The ride itself was pretty thrilling, we were on the right hand side of the bus, which meant that we had spectacular views of the lake. The road is a classic narrow winding Italian mountain road. The driver skilfully negotiated his way around some tight turns and situations when large vehicles were heading our way. Even having to back up a few times, as we peered nervously down at the steep drops towards the water, as the bus got ever closer to an “Italian Job” style situation of our back wheels hanging over the edge of the cliff. Still, he knew what he was doing even if he couldn’t see his wing mirrors and we arrived safely in Como. I don’t think I’ll be applying for a bus driver role in Northern Italy any time soon though.

We stayed on the bus until it reached the train station, then started a a leisurely walk around the town.

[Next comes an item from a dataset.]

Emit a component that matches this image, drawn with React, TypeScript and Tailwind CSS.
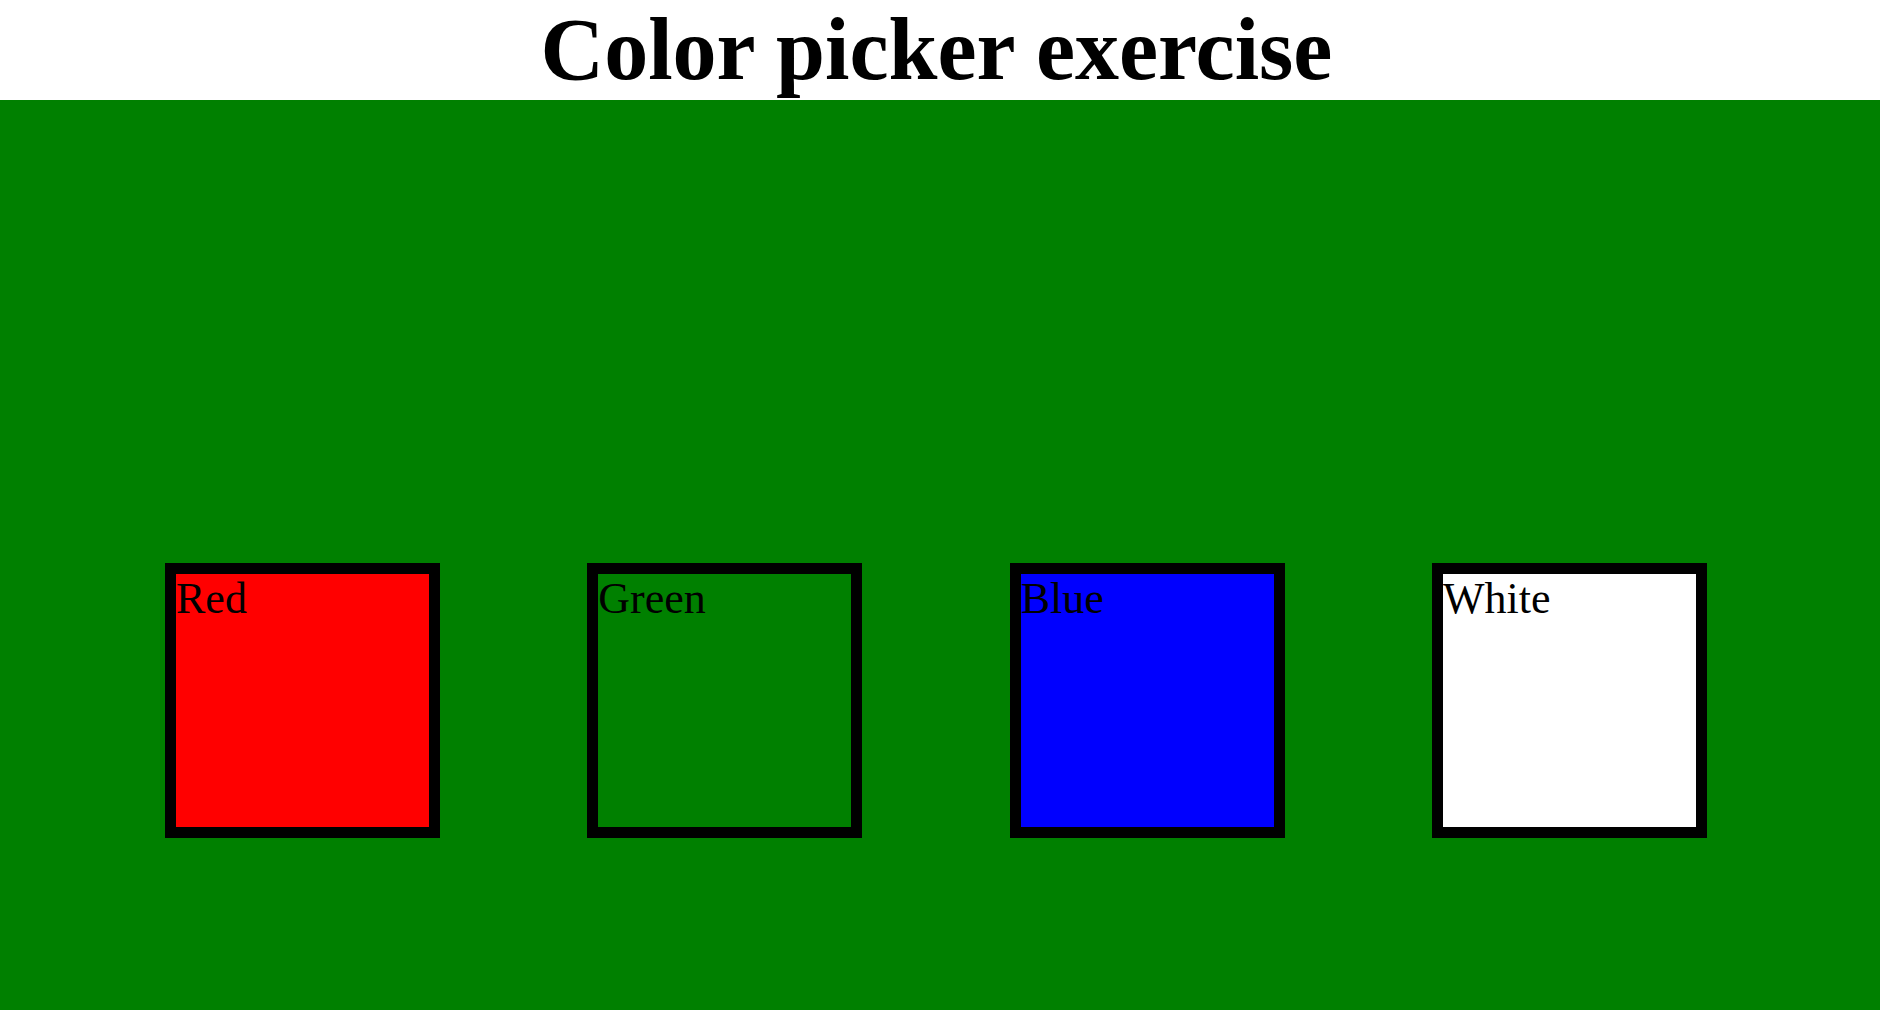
const swatches = [
  { name: "Red", bg: "bg-[#ff0000]" },
  { name: "Green", bg: "bg-[#008000]" },
  { name: "Blue", bg: "bg-[#0000ff]" },
  { name: "White", bg: "bg-white" },
];

export default function App() {
  return (
    <div className="min-h-[1010px] w-full bg-white font-['Liberation_Serif','Times_New_Roman',serif] text-black">
      <h1 className="m-0 h-[100px] pr-[7px] text-center text-[88px] font-bold leading-[100px]">Color picker exercise</h1>

      <div className="flex h-[910px] gap-[147.33px] bg-[#008000] pl-[165px] pt-[463px]">
        {swatches.map((s) => (
          <div
            key={s.name}
            className={`h-[275px] w-[275px] border-[11px] border-black ${s.bg} text-[44px] leading-[1.15]`}
          >
            {s.name}
          </div>
        ))}
      </div>
    </div>
  );
}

Almost immediately we came across a poster showing some interesting looking buildings located in the city under the heading “The rationalist city”, not an architectural term we were familiar with, but that would soon change. A couple of the buildings were next to each other and only a short walk away, so we head off in their direction. The buildings in question were Stadio Sinigalia (home to Como football club) and Novocomum as residential apartment building. The later was designed by Giuseppe Terragni and architect who played in important role in the landscape of the region.

We have to mention that Terragni was associated with the right wing politics that dominated the area at the time. In fact he designed the headquarters of the fascist party in the centre of Como, it may have helped that his brother was the mayor of the city at the time! So, whilst the background to his work is extremely distasteful, its clear that he was an important figure in the development of modernist architecture in Italy and beyond. The Novocomum is an elegant building, gracefuly combining stark straight lines, with curved inset windows. The football stadium was open, so we had a wander around the main stand, which has a beautifully appointed interior, featuring a gorgeous modernist staircase enclosed within a curved wall of glass bricks.

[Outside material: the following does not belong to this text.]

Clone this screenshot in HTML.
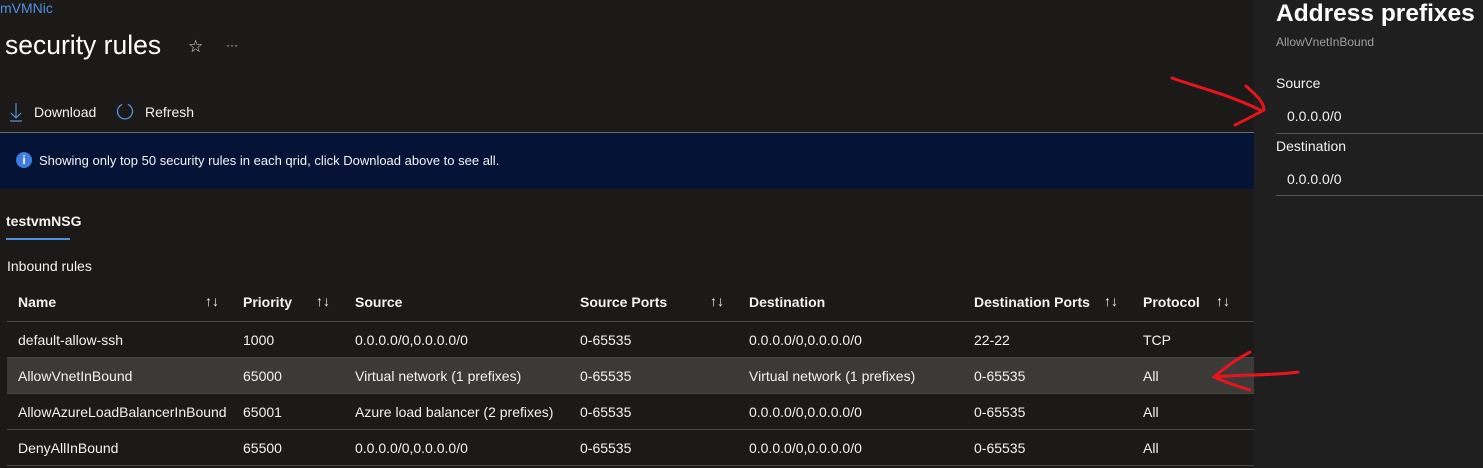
<!DOCTYPE html>
<html><head><style>
*{margin:0;padding:0;box-sizing:border-box}
body{width:1483px;height:468px;background:#1b1a19;font-family:"Liberation Sans",sans-serif;color:#f3f2f1;position:relative;overflow:hidden;font-size:14px}
.a{position:absolute;white-space:nowrap}
.panel{position:absolute;left:1254px;top:0;width:229px;height:468px;background:#1f1f1f}
.row{position:absolute;left:7px;width:1247px;height:36px;border-bottom:1px solid #484644}
.row span{position:absolute;top:10px;font-size:14px;color:#f3f2f1}
.hd span{font-weight:bold}
.s{color:#c8c6c4;font-size:14px;font-weight:normal!important;top:9px!important}
</style></head><body>
<div class="a" style="left:0;top:0;font-size:14px;color:#4f8fdc">mVMNic</div>
<div class="a" style="left:5px;top:30px;font-size:26.5px;color:#fff">security rules</div>
<div class="a" style="left:188px;top:37px;font-size:17px;color:#ddd">☆</div>
<div class="a" style="left:226px;top:38px;font-size:12px;color:#ccc">···</div>
<svg class="a" style="left:9px;top:102px" width="14" height="20"><path d="M7 1V16M2 11L7 16L12 11M1 19H13" stroke="#4f8fdc" fill="none" stroke-width="1.2"/></svg>
<div class="a" style="left:34px;top:104px;font-size:14px">Download</div>
<svg class="a" style="left:116px;top:102px" width="18" height="18"><path d="M6 2.5A7.5 7.5 0 1 0 12 2.5" stroke="#4f8fdc" fill="none" stroke-width="1.3"/></svg>
<div class="a" style="left:145px;top:104px;font-size:14px">Refresh</div>
<div class="a" style="left:0;top:132px;width:1254px;height:1px;background:#6b6a69"></div>
<div class="a" style="left:0;top:133px;width:1254px;height:56px;background:#051436"></div>
<div class="a" style="left:16px;top:152px;width:16px;height:16px;border-radius:50%;background:#3f7ce0;color:#fff;font-size:12px;font-weight:bold;text-align:center;line-height:16px">i</div>
<div class="a" style="left:39px;top:153px;font-size:13px">Showing only top 50 security rules in each qrid, click Download above to see all.</div>
<div class="a" style="left:6px;top:213px;font-size:14px;font-weight:bold">testvmNSG</div>
<div class="a" style="left:6px;top:238px;width:64px;height:2px;background:#4f8fdc"></div>
<div class="a" style="left:7px;top:258px;font-size:14px">Inbound rules</div>
<div class="row hd" style="top:284px;height:38px"><span style="left:11px">Name</span><span class="s" style="left:198px">↑↓</span><span style="left:236px">Priority</span><span class="s" style="left:309px">↑↓</span><span style="left:348px">Source</span><span style="left:573px">Source Ports</span><span class="s" style="left:703px">↑↓</span><span style="left:742px">Destination</span><span style="left:967px">Destination Ports</span><span class="s" style="left:1097px">↑↓</span><span style="left:1136px">Protocol</span><span class="s" style="left:1209px">↑↓</span></div>
<div class="row" style="top:322px"><span style="left:11px">default-allow-ssh</span><span style="left:236px">1000</span><span style="left:348px">0.0.0.0/0,0.0.0.0/0</span><span style="left:573px">0-65535</span><span style="left:742px">0.0.0.0/0,0.0.0.0/0</span><span style="left:967px">22-22</span><span style="left:1136px">TCP</span></div>
<div class="row" style="top:358px;background:#3b3a39"><span style="left:11px">AllowVnetInBound</span><span style="left:236px">65000</span><span style="left:348px">Virtual network (1 prefixes)</span><span style="left:573px">0-65535</span><span style="left:742px">Virtual network (1 prefixes)</span><span style="left:967px">0-65535</span><span style="left:1136px">All</span></div>
<div class="row" style="top:394px"><span style="left:11px">AllowAzureLoadBalancerInBound</span><span style="left:236px">65001</span><span style="left:348px">Azure load balancer (2 prefixes)</span><span style="left:573px">0-65535</span><span style="left:742px">0.0.0.0/0,0.0.0.0/0</span><span style="left:967px">0-65535</span><span style="left:1136px">All</span></div>
<div class="row" style="top:430px"><span style="left:11px">DenyAllInBound</span><span style="left:236px">65500</span><span style="left:348px">0.0.0.0/0,0.0.0.0/0</span><span style="left:573px">0-65535</span><span style="left:742px">0.0.0.0/0,0.0.0.0/0</span><span style="left:967px">0-65535</span><span style="left:1136px">All</span></div>
<div class="panel">
<div class="a" style="left:22px;top:0;font-size:24.5px;font-weight:bold;color:#fff">Address prefixes</div>
<div class="a" style="left:22px;top:35px;font-size:12px;color:#a19f9d">AllowVnetInBound</div>
<div class="a" style="left:22px;top:75px;font-size:14px">Source</div>
<div class="a" style="left:33px;top:108px;font-size:14px">0.0.0.0/0</div>
<div class="a" style="left:22px;top:133px;width:207px;height:1px;background:#555"></div>
<div class="a" style="left:22px;top:138px;font-size:14px">Destination</div>
<div class="a" style="left:33px;top:171px;font-size:14px">0.0.0.0/0</div>
<div class="a" style="left:22px;top:195px;width:207px;height:1px;background:#555"></div>
</div>
<svg class="a" style="left:0;top:0" width="1483" height="468">
<path d="M1172 78C1200 88 1230 95 1260 110M1246 86C1256 95 1264 102 1264 110C1255 115 1245 120 1235 125" stroke="#e8141c" stroke-width="3" fill="none" stroke-linecap="round"/>
<path d="M1298 372C1270 376 1245 374 1214 377M1250 352C1235 360 1222 370 1214 377C1225 382 1240 387 1250 390" stroke="#e8141c" stroke-width="3" fill="none" stroke-linecap="round"/>
</svg>
</body></html>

From here, you can’t miss the striking war memorial tower that Terragni built on the waterfront. It’s located on the edge of a small park, with plenty of places to sit in the shade to escape the hot sun. We then took the short walk into the old streets around the beautiful cathedral. We were looking for somewhere to have a simple lunch and fortunately found the perfect place in the Karma Como on Via Rusconi.

We’d taken to Como anyway but there isn’t a place in the world that doesn’t feel even more special after a tasty lunch. Como was no exception to this rule. The narrow streets were packed with interesting shops, good clothes, kitch gadgets and tempting food shops. We wandered amongst their delights, window shopping happily.

We then came across the Pinacoteca Civica Di Como, a museum / gallery that was holding an exhibition on a school that had been designed by, yes, you’ve guessed it, Giuseppe Terragni. We entered the large museum and a member of staff came to greet us. We paid the small entrance fee and headed upstairs to the exhibition. It featured drawings and pictures of the school building as well as of a lot of brilliant furniture that he had designed for the place. It was chilling though, to see photos of the children in their lovely class rooms, as pictures of Benito Mussolini adorned the wall behind them.

The museum also has a brilliant collection of twentieth century Italian art, featuring many artists that were new to us. We were particularly taken with the work of Manlio Rho, Mario Radice, Antonio Sant’Elia, Carla Badiali, Carla Nadia and Aldo Galli. I think that we were just about the only people in the place, what a joy to wander around what feels like your own private collection.

After, we then had a further wander around this lovely and interesting town, obviously stopping for coffee and some excellent cake along the way. Then it was off to the bus station, to make the journey back to Bellagio.

This time the bus had hardly any passengers, as once again we enjoyed spectacular elevated views over the lake. The trip had set us up nicely for the next stage of our holiday, as tomorrow we would set off for a week in Milan, going via boat to Lecco, then train into Milan. Our brains were now back in city mode after a week in the open air.